Material from the West Asian and North African Women’s Art Library, courtesy of the WANAWAL library.

At Middlesbrough Institute of Modern Art, Middlesbrough
2 – 4pm, 19 February 2022
Event is free. To book, register at: https://tinyurl.com/44dbtmcv

 

Join us for a workshop with the West Asian and North African Women’s Art Library (WANAWAL) and Women Artists of the North East Library. Event part of Women Artists of the North East Library residency at MIMA 2021-22

Memories are dear things to us. They can help us find comfort in difficult times, but they can also be troubling things to live with. Whether trying to remember details or finding the right words, sharing our memories is not always easy. Some memories get written down, bound into books, others boxed into the archive but those more difficult to recall or harder to tell can stay untold. Join us for a workshop where we will explore ways to share personal memories and stories we haven’t yet told. Using drawing and letter writing as activities to help translate memories into stories and fragments into visuals, we will collate and present these translations in a group artwork.

At the workshop there will be an introduction to the work of the West Asian and North African Women’s Art Library (WANAWAL) and we will explore how the ‘women’s art library’ (WAL) model has become an inspirational and replicate-able method of distributing the work of women artists for both WANAWAL and Women Artists of the North East Library.

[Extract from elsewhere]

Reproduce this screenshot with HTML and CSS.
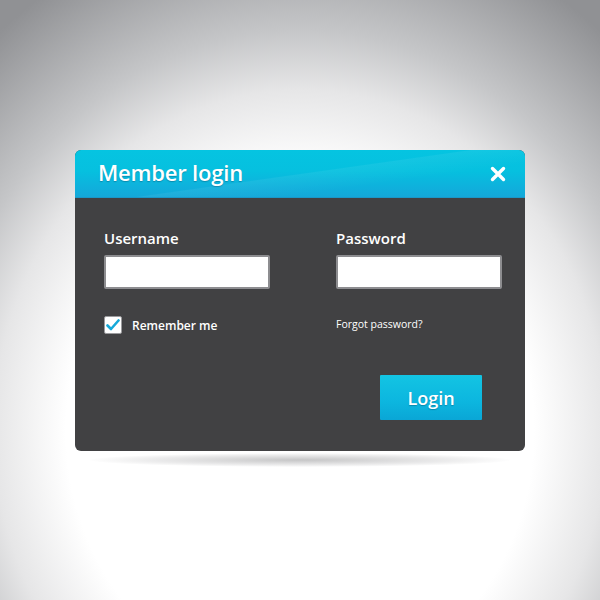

This workshop is open to all.

 


 

The West Asian and North African Women’s Art Library (WANAWAL) is a publicly accessible digital archive built to collect and store artwork and curatorial projects by women from the WANA region. We stand for progressive recognition of WANA women as both artists and subjects in museum and gallery spaces.WANAWAL acknowledges that ‘documentation’ of art is dependent on which body is considered ‘deserving’ of being recognised, credited, recorded and therefore archived. Frustrated by the homogeneity of archives across the UK, yet inspired by the inclusive collection held at The Women’s Art Library at Goldsmiths University, WANAWAL is a platform where women of all communities in the aforementioned regions are represented on their own terms, emancipated from both patriarchal and white gazes.